The bracelet your mother, lover, or best friend gave you snaps. The giver’s identity is key. A maternal gift breaking may flag outdated loyalty patterns; a lover’s gift, relational recalibration. The dream forces you to separate their hopes from your wrist.

Finding a Broken Bracelet

You discover someone else’s shattered circlet and pocket it. This is compensatory imagery: you sense another person’s rupture but try to carry it. Empathy is noble; energetic enmeshment is risky. Ground before rescuing.

Biblical & Spiritual Meaning

Circles spell eternity; a broken circle is the first tear in Eden. In Judges 8:26, golden bracelets on camel’s necks signaled wealth and spiritual burden. When the dream bracelet snaps, spirit whispers, “You are freed from a karmic loop.” In Buddhism, the severing of a mala equates to mantra saturation—you’ve absorbed the teaching; the container is no longer needed. Shamans call it cord cutting: an energetic boundary once protective now traps. Treat the snap as initiatory, not apocalyptic. Burn or bury the remnants in waking life to seal the release.

Psychological Analysis (Jungian & Freudian)
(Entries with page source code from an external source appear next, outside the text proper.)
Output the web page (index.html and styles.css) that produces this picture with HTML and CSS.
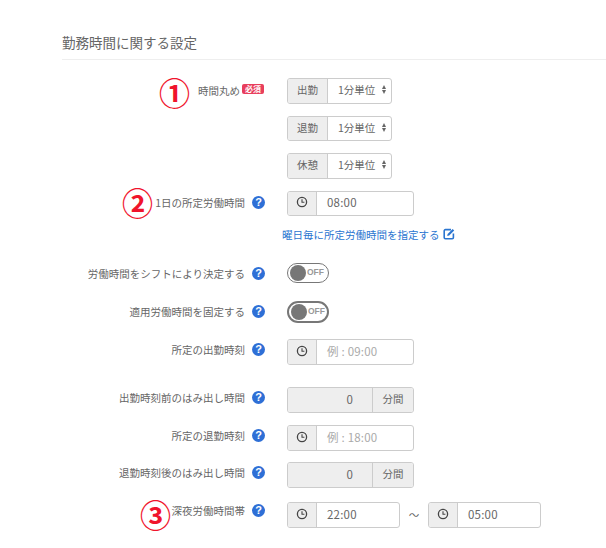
FILE: index.html
```html
<!DOCTYPE html>
<html lang="ja">
<head>
    <meta charset="UTF-8">
    <meta name="viewport" content="width=device-width, initial-scale=1.0">
    <title>勤務時間に関する設定</title>
    <link rel="stylesheet" href="styles.css">
</head>
<body>
    <svg class="icon-defs" width="0" height="0">
        <symbol id="clock" viewBox="0 0 12 12">
            <circle cx="6" cy="6" r="4.6" fill="none" stroke="#444" stroke-width="1.3"/>
            <path d="M6 3.2V6.3H8.4" fill="none" stroke="#444" stroke-width="1.1"/>
        </symbol>
    </svg>
    <div class="section">
        <h2 class="section-title">勤務時間に関する設定</h2>

        <div class="form-row">
            <span class="mark mark-1">①</span>
            <div class="label label-badge">時間丸め<span class="badge">必須</span></div>
            <div class="group group-select">
                <span class="addon addon-text">出勤</span>
                <div class="select">1分単位<span class="arrows"></span></div>
            </div>
        </div>
        <div class="form-row">
            <div class="label"></div>
            <div class="group group-select">
                <span class="addon addon-text">退勤</span>
                <div class="select">1分単位<span class="arrows"></span></div>
            </div>
        </div>
        <div class="form-row">
            <div class="label"></div>
            <div class="group group-select">
                <span class="addon addon-text">休憩</span>
                <div class="select">1分単位<span class="arrows"></span></div>
            </div>
        </div>
        <div class="form-row">
            <span class="mark mark-2">②</span>
            <div class="label">1日の所定労働時間<span class="help">?</span></div>
            <div class="group group-time">
                <span class="addon addon-icon"><svg class="clock"><use href="#clock"/></svg></span>
                <div class="input">08:00</div>
            </div>
        </div>
        <div class="link-row">
            <a class="link" href="#">曜日毎に所定労働時間を指定する
                <svg class="edit" viewBox="0 0 12 12">
                    <path d="M8 1.6H2.4A1.2 1.2 0 0 0 1.2 2.8V9.6A1.2 1.2 0 0 0 2.4 10.8H9.2A1.2 1.2 0 0 0 10.4 9.6V5.5" fill="none" stroke="#2a75d0" stroke-width="1.6"/>
                    <path d="M4.6 5.9L9.6 .9L11.2 2.5L6.2 7.5L4.2 7.9Z" fill="#2a75d0"/>
                </svg>
            </a>
        </div>
        <div class="form-row row-toggle-1">
            <div class="label label-low">労働時間をシフトにより決定する<span class="help">?</span></div>
            <div class="toggle"><span class="knob"></span>OFF</div>
        </div>
        <div class="form-row row-toggle-2">
            <div class="label label-low">適用労働時間を固定する<span class="help">?</span></div>
            <div class="toggle toggle-thick"><span class="knob"></span>OFF</div>
        </div>
        <div class="form-row row-start">
            <div class="label label-low">所定の出勤時刻<span class="help">?</span></div>
            <div class="group group-time">
                <span class="addon addon-icon"><svg class="clock"><use href="#clock"/></svg></span>
                <div class="input placeholder">例 : 09:00</div>
            </div>
        </div>
        <div class="form-row row-before">
            <div class="label label-low">出勤時刻前のはみ出し時間<span class="help">?</span></div>
            <div class="group group-time">
                <div class="input input-disabled">0</div>
                <span class="addon addon-unit">分間</span>
            </div>
        </div>
        <div class="form-row row-end">
            <div class="label label-low">所定の退勤時刻<span class="help">?</span></div>
            <div class="group group-time">
                <span class="addon addon-icon"><svg class="clock"><use href="#clock"/></svg></span>
                <div class="input placeholder">例 : 18:00</div>
            </div>
        </div>
        <div class="form-row row-after">
            <div class="label label-low">退勤時刻後のはみ出し時間<span class="help">?</span></div>
            <div class="group group-time">
                <div class="input input-disabled">0</div>
                <span class="addon addon-unit">分間</span>
            </div>
        </div>
        <div class="form-row row-night">
            <span class="mark mark-3">③</span>
            <div class="label label-high">深夜労働時間帯<span class="help">?</span></div>
            <div class="group group-night">
                <span class="addon addon-icon"><svg class="clock"><use href="#clock"/></svg></span>
                <div class="input">22:00</div>
            </div>
            <span class="tilde">～</span>
            <div class="group group-night">
                <span class="addon addon-icon"><svg class="clock"><use href="#clock"/></svg></span>
                <div class="input">05:00</div>
            </div>
        </div>
    </div>
</body>
</html>
```

FILE: styles.css
```css
html, body {
    height: 100%;
}
body {
    margin: 0;
    background: #fff;
    color: #666;
    font-family: "Noto Sans CJK JP", "Noto Sans", sans-serif;
    font-size: 10.5px;
    overflow: hidden;
}
.icon-defs {
    position: absolute;
}
.section {
    padding: 32px 0 0 62px;
}
.section-title {
    margin: 0 0 18px;
    padding-bottom: 7px;
    border-bottom: 1px solid #eee;
    font-size: 13.5px;
    font-weight: 400;
    line-height: 20px;
    color: #666;
}
.form-row {
    position: relative;
    display: flex;
    align-items: flex-start;
    margin-bottom: 12px;
}
.label {
    display: flex;
    align-items: center;
    justify-content: flex-end;
    flex: none;
    width: 203px;
    height: 23px;
    margin-right: 22px;
    white-space: nowrap;
}
.label-badge {
    height: 25px;
    padding-right: 1px;
    box-sizing: border-box;
}
.label-low {
    height: 21px;
}
.label-high {
    height: 17px;
}
.badge {
    margin: 0 0 3px 2px;
    padding: 0 3px;
    background: #e83e5c;
    border-radius: 2px;
    color: #fff;
    font-size: 8px;
    font-weight: 700;
    line-height: 10px;
}
.help {
    flex: none;
    width: 13px;
    height: 13px;
    margin-left: 7px;
    border-radius: 50%;
    background: #2e6fd6;
    color: #fff;
    font-family: "Liberation Sans", sans-serif;
    font-size: 11px;
    font-weight: 700;
    line-height: 13px;
    text-align: center;
}
.mark {
    position: absolute;
    color: #f0142c;
    font-size: 31px;
    line-height: 32px;
    font-weight: 700;
}
.mark-1 {
    left: 97px;
    top: -2px;
}
.mark-2 {
    left: 60px;
    top: -5px;
}
.mark-3 {
    left: 78px;
    top: -4px;
}
.group {
    display: flex;
    box-sizing: border-box;
    height: 25.5px;
    border: 1px solid #ccc;
    border-radius: 3px;
    background: #fff;
    overflow: hidden;
}
.group-select {
    width: 105px;
}
.group-time {
    width: 127px;
}
.group-night {
    width: 113px;
}
.addon {
    display: flex;
    align-items: center;
    justify-content: center;
    flex: none;
    box-sizing: border-box;
    background: #eee;
}
.addon-text {
    width: 40px;
    border-right: 1px solid #ccc;
    padding-bottom: 2px;
}
.addon-icon {
    width: 29px;
    border-right: 1px solid #ccc;
    padding-bottom: 2px;
}
.addon-unit {
    width: 41px;
    border-left: 1px solid #ccc;
    padding-bottom: 2px;
}
.clock {
    width: 12px;
    height: 12px;
}
.select {
    display: flex;
    align-items: center;
    box-sizing: border-box;
    flex: 1;
    padding: 0 0 2px 10px;
}
.arrows {
    position: relative;
    width: 5px;
    height: 9px;
    margin-left: 7px;
}
.arrows::before,
.arrows::after {
    content: "";
    position: absolute;
    left: 0;
    border-left: 2.5px solid transparent;
    border-right: 2.5px solid transparent;
}
.arrows::before {
    top: 0;
    border-bottom: 4px solid #666;
}
.arrows::after {
    bottom: 0;
    border-top: 4px solid #666;
}
.input {
    display: flex;
    align-items: center;
    flex: 1;
    padding: 0 0 2px 10px;
    font-size: 11.5px;
    letter-spacing: .2px;
}
.placeholder {
    color: #aaa;
}
.input-disabled {
    justify-content: flex-end;
    padding-right: 19px;
    background: #eee;
}
.link-row {
    margin: -3px 0 20px 220px;
    height: 18px;
}
.link {
    display: inline-flex;
    align-items: center;
    height: 18px;
    color: #2a75d0;
    text-decoration: none;
    white-space: nowrap;
}
.edit {
    width: 12px;
    height: 12px;
    margin-left: 3px;
}
.toggle {
    display: flex;
    align-items: center;
    box-sizing: border-box;
    width: 42px;
    height: 20px;
    padding: 0 0 2px 2px;
    border: 1.5px solid #777;
    border-radius: 11px;
    color: #999;
    font-family: "Liberation Sans", sans-serif;
    font-size: 8.5px;
    font-weight: 700;
}
.toggle-thick {
    height: 22px;
    border-width: 2px;
}
.knob {
    flex: none;
    width: 16px;
    height: 16px;
    margin: 2px 1px 0 0;
    border-radius: 50%;
    background: #777;
}
.row-toggle-1 {
    margin-bottom: 17px;
}
.row-toggle-2 {
    margin-bottom: 16px;
}
.row-start {
    margin-bottom: 22.5px;
}
.row-before {
    margin-bottom: 12.5px;
}
.row-end {
    margin-bottom: 11.5px;
}
.row-after {
    margin-bottom: 14.5px;
}
.tilde {
    width: 28px;
    line-height: 25px;
    text-align: center;
}
```
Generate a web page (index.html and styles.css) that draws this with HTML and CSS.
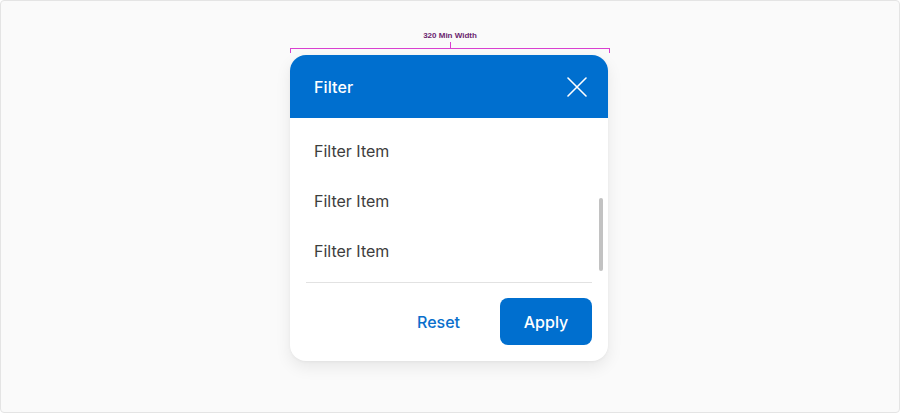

Jung: The bracelet is an ego talisman, a mandala miniaturized on the body. Its fracture invites the Self to break its miniaturized cage so the larger personality can emerge. Expect shadow traits—anger, ambition, or creativity—that the bracelet helped suppress to surface.
Freud: The wrist lies at the junction of hand (action) and arm (will). A bracelet is a miniature bondage cuff gifted by parents or partners. Snapping it dramatizes the return of repressed autonomy; the libido wants to reach, grasp, and pleasure itself without permission. Note who is present when it breaks—they mirror the inner authority you must overthrow.

What to Do Next?

  1. Morning ritual: Sketch the bracelet exactly as you remember—material, color, clasp type. Label the feelings at the moment of snap.
  2. Cord-check reality: Gently encircle your actual wrist with thumb and forefinger. Feel for energetic “tightness.” Where in life do you feel that same squeeze?
  3. Rewrite the vow: Compose a one-sentence promise to yourself that replaces the broken contract. Speak it aloud while wearing a simple thread; cut the thread when the new vow feels embodied.
  4. If the bracelet was a gift, consider writing (but not necessarily sending) a release letter to the giver, thanking them for the old story and reclaiming authorship of the next chapter.

FAQ

Is a broken bracelet dream always bad?

No. It feels shocking because the ego dislikes change, but the soul celebrates freedom. Treat it as a graduation: painful, then empowering.

What if I feel physical pain when it snaps?

Pain indicates the energetic cord was live. Identify which relationship or belief is literally “getting under your skin.” Ground with salt baths or barefoot earth contact.

Should I repair the real-life bracelet if it breaks days later?

Synchronistic breakage mirrors the dream. Re-string only if you consciously choose to renegotiate the vow it represents; otherwise, repurpose beads into a new form that honors your evolution.

Summary

A breaking bracelet in dreams is the psyche’s emergency exit from an outworn identity loop. Feel the loss, gather the beads of wisdom, then re-string yourself into a larger circle of being.

From the 1901 Archives

"To see in your dreams a bracelet encircling your arm, the gift of lover or friend, is assurance of an early marriage and a happy union. If a young woman lose her bracelet she will meet with sundry losses and vexations. To find one, good property will come into her possession."